I’m not an artist, so you are getting this novice’s take on these works.
It’s interesting to me that Kinkade’s work above might be considered pretty. To my eye it is troubling. Annoying as well. Some of his other work I will admit to being “pretty”, though extremely saccharine. What I can’t say is that his work is deep or that it makes me think. It doesn’t require a second look. It is what it is and that’s that … walk on by.
I find Bierstadt’s work pretty, albeit it a bit troubling as well since it’s not what Yosemite looks like. I have to look at it as its own thing rather than Yosemite, actually. Then I enjoy it. I might say “beautiful” rather than “pretty”. Pretty is fleeting. Beauty is deeper.
Just my take on those words!
I could go on and on, but I ramble too often and just thought I’d at least jump in here, say “hi”, and let you know I’m trying to remember to read your blog! :-)
A most intriguing subject. I sometimes wonder about this problem on another level. I find that in the photography world, we generally prefer some level of distortion or decay over generic beauty. We prefer to view the weathered face, the ramshackle barn, the peeling sign, the rusted car etc over those forms which are simply pretty in a generic way. Who takes pictures of suburbia? (I know someone does, but on the whole, generic pretty is far more challenging to capture, unless it can be given some kind of Stepford-wive’s vibe. I guess we have our Southern Comfort Magazines and paintings by Kincade (sp?) but we rarely think of those images of styled beauty as being truly artful. So why is it, that we… who prefer to posses a generically beautiful face, or a suburban home (as opposed to a spray painted tenement house…) still prefer the latter in images. The world I seek to create around myself, is not a world I traditionally want to examine with art.

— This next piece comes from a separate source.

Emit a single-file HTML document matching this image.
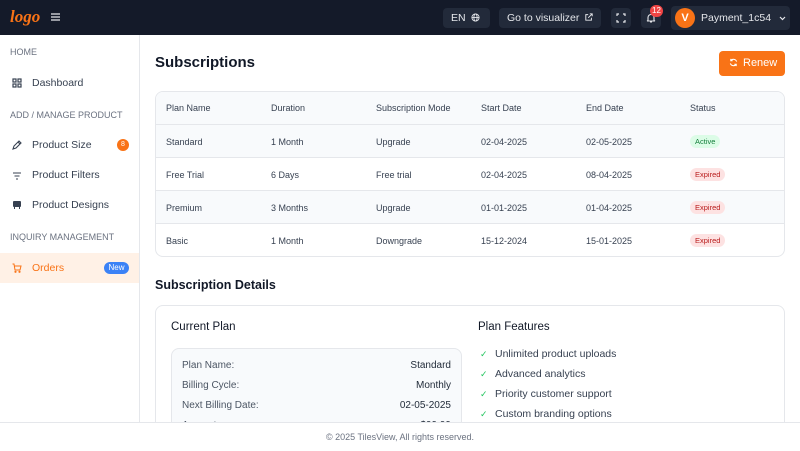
<!DOCTYPE html>
<html><head><style>
*{box-sizing:border-box;margin:0;padding:0}
body{width:800px;height:450px;overflow:hidden;font-family:"Liberation Sans",sans-serif;background:#fff;position:relative;color:#1f2937}
.hdr{position:absolute;left:0;top:0;width:800px;height:35px;background:#141a29}
.ab{position:absolute}
.pill{position:absolute;top:8px;height:20px;background:#222a3a;border-radius:4px;color:#e5e7eb;font-size:10.5px;line-height:20px}
.side{position:absolute;left:0;top:35px;width:140px;height:387px;border-right:1px solid #e5e7eb}
.sec{position:absolute;left:10px;font-size:9px;color:#6b7280}
.it{position:absolute;left:32px;font-size:10.5px;color:#374151}
.ic{position:absolute;left:12px;width:10px;height:10px}
.tbl{position:absolute;left:155px;top:91px;width:630px;height:166px;border:1px solid #e5e7eb;border-radius:8px;overflow:hidden}
.row{position:absolute;left:0;width:630px;height:33px;border-top:1px solid #e5e7eb;font-size:9px;color:#374151}
.row span{position:absolute;top:12px}
.bd{position:absolute;left:534px;top:10px;height:13px;line-height:13px;padding:0 5px;border-radius:7px;font-size:7.5px}
.ex{background:#fde2e2;color:#b91c1c}
.ac{background:#dcfce7;color:#15803d}
.ft{position:absolute;left:0;top:422px;width:800px;height:28px;border-top:1px solid #e5e7eb;background:#fff;text-align:center;font-size:9px;color:#6b7280;line-height:28px}
.lbl{position:absolute;font-size:10px;color:#4b5563}
.val{position:absolute;right:0;font-size:10px;color:#1f2937}
.feat{position:absolute;left:495px;font-size:10.5px;color:#374151}
.chk{position:absolute;left:480px;color:#22c55e;font-size:9px}
</style></head><body>
<div class="hdr">
<div class="ab" style="left:10px;top:7px;color:#f97316;font-family:'Liberation Serif',serif;font-style:italic;font-weight:bold;font-size:17px">logo</div>
<svg class="ab" style="left:51px;top:13px" width="9" height="8" viewBox="0 0 9 8" stroke="#e5e7eb" stroke-width="1.3"><path d="M0 1H9M0 4H9M0 7H9"/></svg>
<div class="pill" style="left:443px;width:47px;padding-left:8px">EN <svg width="9" height="9" viewBox="0 0 10 10" fill="none" stroke="#e5e7eb" stroke-width="1" style="vertical-align:-1px;margin-left:2px"><circle cx="5" cy="5" r="4"/><ellipse cx="5" cy="5" rx="1.8" ry="4"/><path d="M1 5H9"/></svg></div>
<div class="pill" style="left:499px;width:102px;padding-left:8px">Go to visualizer <svg width="8" height="8" viewBox="0 0 10 10" fill="none" stroke="#e5e7eb" stroke-width="1.2" style="margin-left:3px"><path d="M8 6v3H1V2h3M6 1h3v3M9 1L4 6"/></svg></div>
<div class="pill" style="left:611px;width:20px"><svg class="ab" style="left:5px;top:5px" width="10" height="10" viewBox="0 0 10 10" fill="none" stroke="#e5e7eb" stroke-width="1.2"><path d="M1 3V1h2M7 1h2v2M9 7v2H7M3 9H1V7"/></svg></div>
<div class="pill" style="left:641px;width:20px"><svg class="ab" style="left:5px;top:5px" width="10" height="10" viewBox="0 0 10 10" fill="none" stroke="#e5e7eb" stroke-width="1.1"><path d="M2 7.5V4.5a3 3 0 016 0v3l1 .5H1zM4 9h2"/></svg></div>
<div class="ab" style="left:650px;top:5px;width:13px;height:12px;border-radius:6px;background:#ef4444;color:#fff;font-size:8px;text-align:center;line-height:12px">12</div>
<div class="pill" style="left:671px;top:6px;width:119px;height:24px;line-height:24px;padding-left:30px">Payment_1c54 <svg width="7" height="5" viewBox="0 0 7 5" fill="none" stroke="#e5e7eb" stroke-width="1.2" style="margin-left:5px"><path d="M1 1l2.5 2.5L6 1"/></svg></div>
<div class="ab" style="left:675px;top:8px;width:20px;height:20px;border-radius:10px;background:#f97316;color:#fff;font-size:11px;font-weight:bold;text-align:center;line-height:20px">V</div>
</div>
<div class="side">
<div class="sec" style="top:12px">HOME</div>
<svg class="ic" style="top:43px" viewBox="0 0 10 10" fill="none" stroke="#374151" stroke-width="1.2"><rect x="1" y="1" width="3" height="3"/><rect x="6" y="1" width="3" height="3"/><rect x="1" y="6" width="3" height="3"/><rect x="6" y="6" width="3" height="3"/></svg>
<div class="it" style="top:42px">Dashboard</div>
<div class="sec" style="top:75px">ADD / MANAGE PRODUCT</div>
<svg class="ic" style="top:105px" viewBox="0 0 10 10" fill="none" stroke="#374151" stroke-width="1.1"><path d="M1 9l1-3 5-5 2 2-5 5zM6 2l2 2"/></svg>
<div class="it" style="top:104px">Product Size</div>
<div class="ab" style="left:117px;top:104px;width:12px;height:12px;border-radius:6px;background:#f97316;color:#fff;font-size:7px;text-align:center;line-height:12px">8</div>
<svg class="ic" style="top:136px" viewBox="0 0 10 10" stroke="#374151" stroke-width="1"><path d="M1 2H9M2.5 5H7.5M4 8H6"/></svg>
<div class="it" style="top:134px">Product Filters</div>
<svg class="ic" style="top:165px" viewBox="0 0 10 10" fill="#374151"><rect x="1" y="1" width="8" height="6" rx="1"/><rect x="2" y="7" width="1" height="2"/><rect x="7" y="7" width="1" height="2"/></svg>
<div class="it" style="top:164px">Product Designs</div>
<div class="sec" style="top:197px">INQUIRY MANAGEMENT</div>
<div class="ab" style="left:0;top:218px;width:139px;height:30px;background:#fff1e6"></div>
<svg class="ic" style="top:228px" viewBox="0 0 10 10" fill="none" stroke="#f97316" stroke-width="1"><path d="M0.5 1h1.5l1 6h5l1-4H2.5"/><circle cx="3.5" cy="8.8" r=".6"/><circle cx="7.5" cy="8.8" r=".6"/></svg>
<div class="it" style="top:227px;color:#f97316">Orders</div>
<div class="ab" style="left:104px;top:227px;width:25px;height:12px;border-radius:6px;background:#3b82f6;color:#fff;font-size:8px;text-align:center;line-height:12px">New</div>
</div>
<div class="ab" style="left:155px;top:54px;font-size:15px;font-weight:bold;color:#111827">Subscriptions</div>
<div class="ab" style="left:719px;top:51px;width:66px;height:25px;background:#f97316;border-radius:4px;color:#fff;font-size:11px;line-height:25px;padding-left:10px"><svg width="9" height="9" viewBox="0 0 10 10" fill="none" stroke="#fff" stroke-width="1.2" style="vertical-align:-1px;margin-right:5px"><path d="M8.5 4A3.7 3.7 0 002 3M1.5 6A3.7 3.7 0 008 7M2 1v2h2M8 9V7H6"/></svg>Renew</div>
<div class="tbl">
<div class="row" style="top:-1px;background:#f8fafc;border-top:none;height:33px"><span style="left:10px">Plan Name</span><span style="left:115px">Duration</span><span style="left:220px">Subscription Mode</span><span style="left:325px">Start Date</span><span style="left:430px">End Date</span><span style="left:534px">Status</span></div>
<div class="row" style="top:32px;background:#f8fafc"><span style="left:10px">Standard</span><span style="left:115px">1 Month</span><span style="left:220px">Upgrade</span><span style="left:325px">02-04-2025</span><span style="left:430px">02-05-2025</span><div class="bd ac">Active</div></div>
<div class="row" style="top:65px"><span style="left:10px">Free Trial</span><span style="left:115px">6 Days</span><span style="left:220px">Free trial</span><span style="left:325px">02-04-2025</span><span style="left:430px">08-04-2025</span><div class="bd ex">Expired</div></div>
<div class="row" style="top:98px;background:#f8fafc"><span style="left:10px">Premium</span><span style="left:115px">3 Months</span><span style="left:220px">Upgrade</span><span style="left:325px">01-01-2025</span><span style="left:430px">01-04-2025</span><div class="bd ex">Expired</div></div>
<div class="row" style="top:131px"><span style="left:10px">Basic</span><span style="left:115px">1 Month</span><span style="left:220px">Downgrade</span><span style="left:325px">15-12-2024</span><span style="left:430px">15-01-2025</span><div class="bd ex">Expired</div></div>
</div>
<div class="ab" style="left:155px;top:278px;font-size:12.5px;font-weight:bold;color:#111827">Subscription Details</div>
<div class="ab" style="left:155px;top:305px;width:630px;height:140px;border:1px solid #e5e7eb;border-radius:8px"></div>
<div class="ab" style="left:171px;top:321px;font-size:11.5px;color:#111827">Current Plan</div>
<div class="ab" style="left:171px;top:348px;width:291px;height:100px;border:1px solid #e5e7eb;border-radius:8px;background:#f8fafc">
<div class="ab" style="left:10px;right:10px;top:11px;height:80px">
<div class="lbl" style="top:0">Plan Name:</div><div class="val" style="top:0">Standard</div>
<div class="lbl" style="top:20px">Billing Cycle:</div><div class="val" style="top:20px">Monthly</div>
<div class="lbl" style="top:40px">Next Billing Date:</div><div class="val" style="top:40px">02-05-2025</div>
<div class="lbl" style="top:60px">Amount:</div><div class="val" style="top:60px">$99.99</div>
</div></div>
<div class="ab" style="left:478px;top:321px;font-size:11.5px;color:#111827">Plan Features</div>
<div class="chk" style="top:349px">✓</div><div class="feat" style="top:348px">Unlimited product uploads</div>
<div class="chk" style="top:369px">✓</div><div class="feat" style="top:368px">Advanced analytics</div>
<div class="chk" style="top:389px">✓</div><div class="feat" style="top:388px">Priority customer support</div>
<div class="chk" style="top:409px">✓</div><div class="feat" style="top:408px">Custom branding options</div>
<div class="ft">© 2025 TilesView, All rights reserved.</div>
</body></html>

ps. I sometimes feel this question on a different level. I view and respond to art in which ugliness is strong component. Yet I sometimes feel checked in my soul when I intentionally produce such works. It is part of the “Whatsoever” admonition. (Ie, Whatsoever things are lovely, whatsoever things are pure, whatsoever things are noble….if there be any virtue, if there be any praise.. think on these things. (Loose from memory) So, while I respond and enjoy works in which ugliness plays a prominent theme, I find I can only go so far before conviction sets in. Same with sex themes. I view more in this realm than I feel comfortable producing, for the same reason. I expect to answer for the tastes I cultivate in myself, and those that I might forge in another. So I never feel the artistic liberty to do what I would, because I feel constrained by the idea that I must answer to God for what I savor — or encourage.